AVAILABLE DATA ->

────

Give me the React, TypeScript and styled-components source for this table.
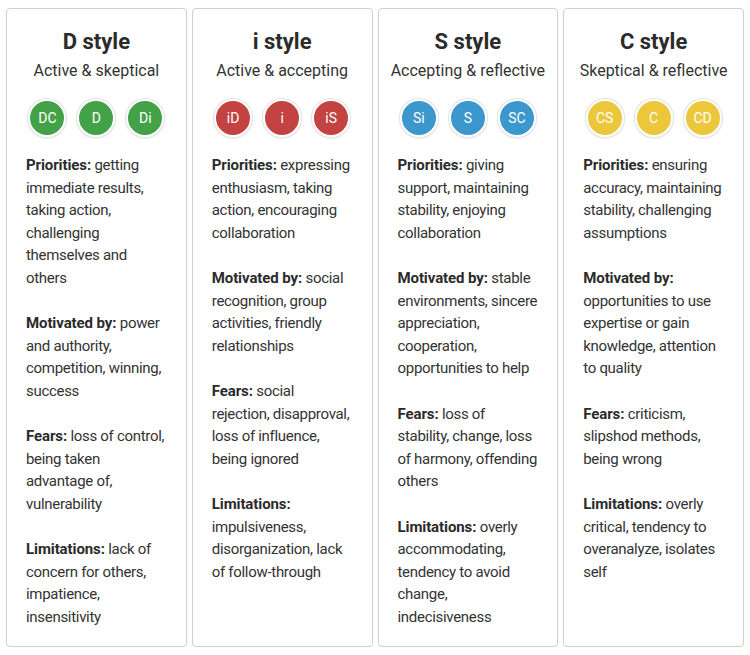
import React from "react";
import styled, { createGlobalStyle } from "styled-components";

const Global = createGlobalStyle`
  html, body { margin: 0; padding: 0; background: #fff; }
  body { font-family: Roboto, "Noto Sans", Arial, sans-serif; color: #333; }
`;

const Page = styled.div`
  display: grid;
  grid-template-columns: repeat(4, 1fr);
  gap: 5px;
  padding: 8px 6px 0 6px;
  width: 750px;
  box-sizing: border-box;
`;

const Card = styled.section`
  border: 1px solid #cfcfcf;
  border-radius: 4px;
  padding: 19px 8px 18px 8px;
  box-shadow: 0 1px 2px rgba(0, 0, 0, 0.06);
  display: flex;
  flex-direction: column;
  height: 639px;
  box-sizing: border-box;
`;

const Title = styled.h2`
  margin: 0;
  font-size: 22px;
  line-height: 28px;
  font-weight: 700;
  text-align: center;
  color: #2b2b2b;
`;

const Subtitle = styled.div`
  margin-top: 3px;
  font-size: 16px;
  line-height: 24px;
  text-align: center;
  white-space: nowrap;
  color: #333;
`;

const Badges = styled.div`
  margin-top: 16px;
  display: flex;
  justify-content: center;
  gap: 11px;
`;

const Badge = styled.div<{ $bg: string }>`
  width: 34px;
  height: 34px;
  border-radius: 50%;
  background: ${(p) => p.$bg};
  border: 2px solid #fff;
  box-shadow: 0 0 0 1px #e4e4e4, 0 1px 3px rgba(0, 0, 0, 0.15);
  color: #fff;
  font-size: 14px;
  display: flex;
  align-items: center;
  justify-content: center;
`;

const Body = styled.div`
  margin-top: 17px;
  padding: 0 10px 0 11px;
  font-size: 15px;
  line-height: 22.6px;
  letter-spacing: -0.3px;
  color: #333;
`;

const Para = styled.p`
  margin: 0 0 22.6px 0;
  &:last-child { margin-bottom: 0; }
  b { font-weight: 700; letter-spacing: -0.1px; color: #2b2b2b; }
`;

type Style = {
  title: string;
  sub: string;
  color: string;
  badges: string[];
  items: [string, string][];
};

const styles: Style[] = [
  {
    title: "D style",
    sub: "Active & skeptical",
    color: "#43a148",
    badges: ["DC", "D", "Di"],
    items: [
      ["Priorities:", "getting immediate results, taking action, challenging themselves and others"],
      ["Motivated by:", "power and authority, competition, winning, success"],
      ["Fears:", "loss of control, being taken advantage of, vulnerability"],
      ["Limitations:", "lack of concern for others, impatience, insensitivity"],
    ],
  },
  {
    title: "i style",
    sub: "Active & accepting",
    color: "#c24341",
    badges: ["iD", "i", "iS"],
    items: [
      ["Priorities:", "expressing enthusiasm, taking action, encouraging collaboration"],
      ["Motivated by:", "social recognition, group activities, friendly relationships"],
      ["Fears:", "social rejection, disapproval, loss of influence, being ignored"],
      ["Limitations:", "impulsiveness, disorganization, lack of follow-through"],
    ],
  },
  {
    title: "S style",
    sub: "Accepting & reflective",
    color: "#3b97cc",
    badges: ["Si", "S", "SC"],
    items: [
      ["Priorities:", "giving support, maintaining stability, enjoying collaboration"],
      ["Motivated by:", "stable environments, sincere appreciation, cooperation, opportunities to help"],
      ["Fears:", "loss of stability, change, loss of harmony, offending others"],
      ["Limitations:", "overly accommodating, tendency to avoid change, indecisiveness"],
    ],
  },
  {
    title: "C style",
    sub: "Skeptical & reflective",
    color: "#ecc73c",
    badges: ["CS", "C", "CD"],
    items: [
      ["Priorities:", "ensuring accuracy, maintaining stability, challenging assumptions"],
      ["Motivated by:", "opportunities to use expertise or gain knowledge, attention to quality"],
      ["Fears:", "criticism, slipshod methods, being wrong"],
      ["Limitations:", "overly critical, tendency to overanalyze, isolates self"],
    ],
  },
];

export default function App() {
  return (
    <>
      <Global />
      <Page>
        {styles.map((s) => (
          <Card key={s.title}>
            <Title>{s.title}</Title>
            <Subtitle>{s.sub}</Subtitle>
            <Badges>
              {s.badges.map((b) => (
                <Badge key={b} $bg={s.color}>
                  {b}
                </Badge>
              ))}
            </Badges>
            <Body>
              {s.items.map(([k, v]) => (
                <Para key={k}>
                  <b>{k}</b> {v}
                </Para>
              ))}
            </Body>
          </Card>
        ))}
      </Page>
    </>
  );
}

────

What is the number of lines that contain "React"? Reply with that number alone.

2